# Records for the task
_____

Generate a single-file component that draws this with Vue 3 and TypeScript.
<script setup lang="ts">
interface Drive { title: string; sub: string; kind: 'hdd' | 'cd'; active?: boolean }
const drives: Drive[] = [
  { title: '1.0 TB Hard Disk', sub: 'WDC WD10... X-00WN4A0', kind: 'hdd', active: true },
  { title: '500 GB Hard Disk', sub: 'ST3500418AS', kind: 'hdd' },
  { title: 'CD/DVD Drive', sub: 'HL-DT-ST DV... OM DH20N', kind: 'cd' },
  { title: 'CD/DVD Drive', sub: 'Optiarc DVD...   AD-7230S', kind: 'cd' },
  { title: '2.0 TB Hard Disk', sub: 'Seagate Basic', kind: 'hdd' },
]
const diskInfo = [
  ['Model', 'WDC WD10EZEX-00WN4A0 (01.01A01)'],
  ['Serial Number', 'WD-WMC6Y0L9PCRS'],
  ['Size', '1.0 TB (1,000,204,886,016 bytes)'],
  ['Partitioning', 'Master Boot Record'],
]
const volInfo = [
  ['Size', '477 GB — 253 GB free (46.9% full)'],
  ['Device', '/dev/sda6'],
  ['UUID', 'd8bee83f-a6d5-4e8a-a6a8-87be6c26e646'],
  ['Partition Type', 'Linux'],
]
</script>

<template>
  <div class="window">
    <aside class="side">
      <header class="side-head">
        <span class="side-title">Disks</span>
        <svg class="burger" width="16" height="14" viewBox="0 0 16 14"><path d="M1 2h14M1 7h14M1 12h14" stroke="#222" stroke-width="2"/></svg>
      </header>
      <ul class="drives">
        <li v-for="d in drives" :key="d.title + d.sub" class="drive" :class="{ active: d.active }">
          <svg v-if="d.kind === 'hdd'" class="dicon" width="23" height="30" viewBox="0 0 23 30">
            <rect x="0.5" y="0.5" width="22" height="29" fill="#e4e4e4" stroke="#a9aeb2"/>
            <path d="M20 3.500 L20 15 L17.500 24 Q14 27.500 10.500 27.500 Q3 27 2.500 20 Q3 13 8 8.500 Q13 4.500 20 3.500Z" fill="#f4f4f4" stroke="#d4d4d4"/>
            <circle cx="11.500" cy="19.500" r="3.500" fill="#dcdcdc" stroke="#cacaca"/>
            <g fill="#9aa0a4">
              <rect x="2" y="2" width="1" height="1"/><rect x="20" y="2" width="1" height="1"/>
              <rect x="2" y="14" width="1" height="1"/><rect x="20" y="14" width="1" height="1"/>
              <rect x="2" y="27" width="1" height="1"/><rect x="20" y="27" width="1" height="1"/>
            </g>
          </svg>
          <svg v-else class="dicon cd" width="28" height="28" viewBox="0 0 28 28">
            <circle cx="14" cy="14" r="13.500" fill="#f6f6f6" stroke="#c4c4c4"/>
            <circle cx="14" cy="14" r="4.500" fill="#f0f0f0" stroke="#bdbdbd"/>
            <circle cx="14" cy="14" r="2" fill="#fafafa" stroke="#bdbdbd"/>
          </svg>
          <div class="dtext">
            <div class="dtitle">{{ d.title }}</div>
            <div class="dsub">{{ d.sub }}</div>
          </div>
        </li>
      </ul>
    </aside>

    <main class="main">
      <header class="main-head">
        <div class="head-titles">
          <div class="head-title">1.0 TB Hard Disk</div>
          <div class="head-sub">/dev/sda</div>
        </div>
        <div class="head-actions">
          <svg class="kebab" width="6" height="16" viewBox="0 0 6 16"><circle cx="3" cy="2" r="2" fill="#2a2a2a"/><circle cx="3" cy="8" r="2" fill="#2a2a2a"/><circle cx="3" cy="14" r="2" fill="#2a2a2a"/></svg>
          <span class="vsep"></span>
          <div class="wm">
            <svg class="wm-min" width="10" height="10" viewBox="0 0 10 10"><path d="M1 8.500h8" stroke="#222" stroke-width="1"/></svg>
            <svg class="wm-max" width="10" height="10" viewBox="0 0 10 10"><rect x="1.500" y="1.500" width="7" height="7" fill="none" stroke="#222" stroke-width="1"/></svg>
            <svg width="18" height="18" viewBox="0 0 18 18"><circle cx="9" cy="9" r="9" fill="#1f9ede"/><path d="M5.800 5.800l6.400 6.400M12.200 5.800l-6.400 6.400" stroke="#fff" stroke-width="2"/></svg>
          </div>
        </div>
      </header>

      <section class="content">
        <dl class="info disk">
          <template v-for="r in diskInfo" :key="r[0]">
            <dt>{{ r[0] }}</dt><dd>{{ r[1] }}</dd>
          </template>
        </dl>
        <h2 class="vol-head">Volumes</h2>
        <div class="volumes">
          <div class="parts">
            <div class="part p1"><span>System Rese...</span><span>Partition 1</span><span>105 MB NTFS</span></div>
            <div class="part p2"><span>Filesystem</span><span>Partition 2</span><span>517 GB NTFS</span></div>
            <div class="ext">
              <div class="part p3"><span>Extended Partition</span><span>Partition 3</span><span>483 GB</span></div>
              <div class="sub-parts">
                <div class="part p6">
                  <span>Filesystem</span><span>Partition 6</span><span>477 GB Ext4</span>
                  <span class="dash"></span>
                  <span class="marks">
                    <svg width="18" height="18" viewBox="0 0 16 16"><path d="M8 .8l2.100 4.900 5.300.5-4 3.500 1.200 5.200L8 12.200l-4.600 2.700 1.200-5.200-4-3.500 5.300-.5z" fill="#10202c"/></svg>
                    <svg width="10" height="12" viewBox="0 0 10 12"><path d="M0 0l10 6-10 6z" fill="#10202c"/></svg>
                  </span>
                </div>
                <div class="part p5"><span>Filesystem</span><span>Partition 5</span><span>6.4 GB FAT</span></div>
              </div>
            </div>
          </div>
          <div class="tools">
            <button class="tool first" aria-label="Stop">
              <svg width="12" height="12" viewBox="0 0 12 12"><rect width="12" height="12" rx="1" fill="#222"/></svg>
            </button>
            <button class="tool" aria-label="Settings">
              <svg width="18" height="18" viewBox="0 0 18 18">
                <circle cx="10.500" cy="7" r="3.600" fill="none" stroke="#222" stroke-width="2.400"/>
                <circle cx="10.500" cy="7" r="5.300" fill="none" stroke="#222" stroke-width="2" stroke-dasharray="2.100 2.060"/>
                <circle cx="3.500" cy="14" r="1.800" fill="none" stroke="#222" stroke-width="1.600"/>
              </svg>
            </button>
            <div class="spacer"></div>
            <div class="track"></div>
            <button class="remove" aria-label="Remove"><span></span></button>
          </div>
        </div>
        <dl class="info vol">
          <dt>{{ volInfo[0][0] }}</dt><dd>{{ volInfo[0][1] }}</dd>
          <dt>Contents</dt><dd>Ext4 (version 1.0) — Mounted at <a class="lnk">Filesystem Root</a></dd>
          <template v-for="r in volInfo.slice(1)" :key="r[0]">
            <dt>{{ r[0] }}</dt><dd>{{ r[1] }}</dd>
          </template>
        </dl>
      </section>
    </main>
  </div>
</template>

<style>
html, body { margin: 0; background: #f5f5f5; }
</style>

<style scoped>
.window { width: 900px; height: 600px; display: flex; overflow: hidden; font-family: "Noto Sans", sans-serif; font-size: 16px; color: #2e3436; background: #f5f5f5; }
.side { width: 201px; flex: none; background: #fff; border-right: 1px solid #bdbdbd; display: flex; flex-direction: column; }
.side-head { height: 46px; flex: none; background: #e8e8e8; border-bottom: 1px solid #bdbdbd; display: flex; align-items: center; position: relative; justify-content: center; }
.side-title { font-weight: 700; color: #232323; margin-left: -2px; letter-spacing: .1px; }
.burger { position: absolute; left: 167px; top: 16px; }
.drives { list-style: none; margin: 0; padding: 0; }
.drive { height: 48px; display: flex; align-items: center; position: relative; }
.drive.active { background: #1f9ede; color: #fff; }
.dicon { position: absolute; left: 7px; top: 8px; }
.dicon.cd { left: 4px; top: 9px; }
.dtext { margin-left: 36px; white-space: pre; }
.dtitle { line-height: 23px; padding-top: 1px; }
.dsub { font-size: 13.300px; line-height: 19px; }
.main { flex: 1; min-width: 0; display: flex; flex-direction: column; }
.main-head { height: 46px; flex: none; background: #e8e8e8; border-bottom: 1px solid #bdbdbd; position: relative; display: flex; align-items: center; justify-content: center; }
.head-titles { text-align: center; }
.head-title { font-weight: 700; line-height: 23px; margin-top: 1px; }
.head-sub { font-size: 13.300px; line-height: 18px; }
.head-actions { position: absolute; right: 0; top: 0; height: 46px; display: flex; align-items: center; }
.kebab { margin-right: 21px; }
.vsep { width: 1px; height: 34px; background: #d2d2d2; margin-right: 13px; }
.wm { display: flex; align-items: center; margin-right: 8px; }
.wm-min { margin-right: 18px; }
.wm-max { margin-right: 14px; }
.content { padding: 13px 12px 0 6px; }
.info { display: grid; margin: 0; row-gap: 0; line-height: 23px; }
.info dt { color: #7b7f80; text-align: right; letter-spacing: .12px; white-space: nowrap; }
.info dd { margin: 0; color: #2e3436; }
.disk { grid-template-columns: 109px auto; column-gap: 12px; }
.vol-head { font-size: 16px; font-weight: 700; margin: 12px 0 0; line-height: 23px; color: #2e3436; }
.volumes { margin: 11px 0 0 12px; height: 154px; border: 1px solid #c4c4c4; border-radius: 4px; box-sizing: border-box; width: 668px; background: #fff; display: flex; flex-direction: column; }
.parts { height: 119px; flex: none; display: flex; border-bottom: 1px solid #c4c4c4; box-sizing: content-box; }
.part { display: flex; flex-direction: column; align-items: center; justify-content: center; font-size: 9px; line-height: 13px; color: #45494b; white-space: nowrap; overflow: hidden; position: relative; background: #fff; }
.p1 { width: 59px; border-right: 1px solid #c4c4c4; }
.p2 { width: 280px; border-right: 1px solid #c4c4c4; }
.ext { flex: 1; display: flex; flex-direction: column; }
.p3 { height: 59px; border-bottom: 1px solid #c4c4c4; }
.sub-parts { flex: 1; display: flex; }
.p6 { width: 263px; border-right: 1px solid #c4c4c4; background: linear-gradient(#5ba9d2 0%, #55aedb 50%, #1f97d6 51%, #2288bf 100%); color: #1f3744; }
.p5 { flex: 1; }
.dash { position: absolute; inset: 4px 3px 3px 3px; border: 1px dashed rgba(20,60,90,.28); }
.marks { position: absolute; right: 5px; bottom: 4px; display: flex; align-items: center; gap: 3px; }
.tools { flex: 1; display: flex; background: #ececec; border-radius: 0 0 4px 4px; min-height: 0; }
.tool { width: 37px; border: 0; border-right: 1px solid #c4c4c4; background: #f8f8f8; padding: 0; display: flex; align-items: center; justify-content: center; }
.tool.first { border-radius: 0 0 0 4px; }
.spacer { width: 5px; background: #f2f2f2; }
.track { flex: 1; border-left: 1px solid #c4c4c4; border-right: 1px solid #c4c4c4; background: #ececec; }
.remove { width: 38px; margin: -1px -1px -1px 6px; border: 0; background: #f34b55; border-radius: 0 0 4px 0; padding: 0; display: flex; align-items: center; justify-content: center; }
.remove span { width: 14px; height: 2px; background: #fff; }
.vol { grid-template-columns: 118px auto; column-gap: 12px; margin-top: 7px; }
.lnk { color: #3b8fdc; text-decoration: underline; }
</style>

_____

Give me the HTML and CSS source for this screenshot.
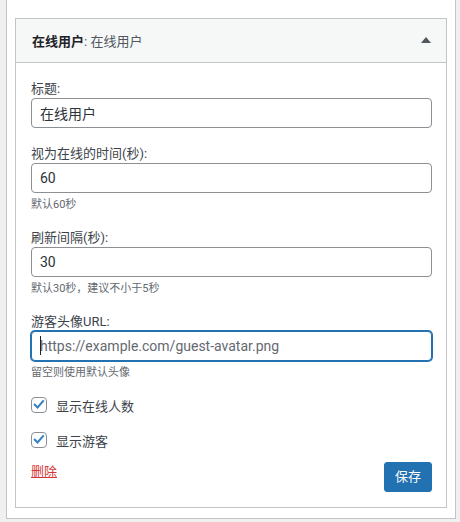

_____

From the listing above, collect each line in which the string "this" appears.

# Complete answer
Generate a single-file component that draws this with Vue 3 and TypeScript.
Give me the HTML and CSS source for this screenshot.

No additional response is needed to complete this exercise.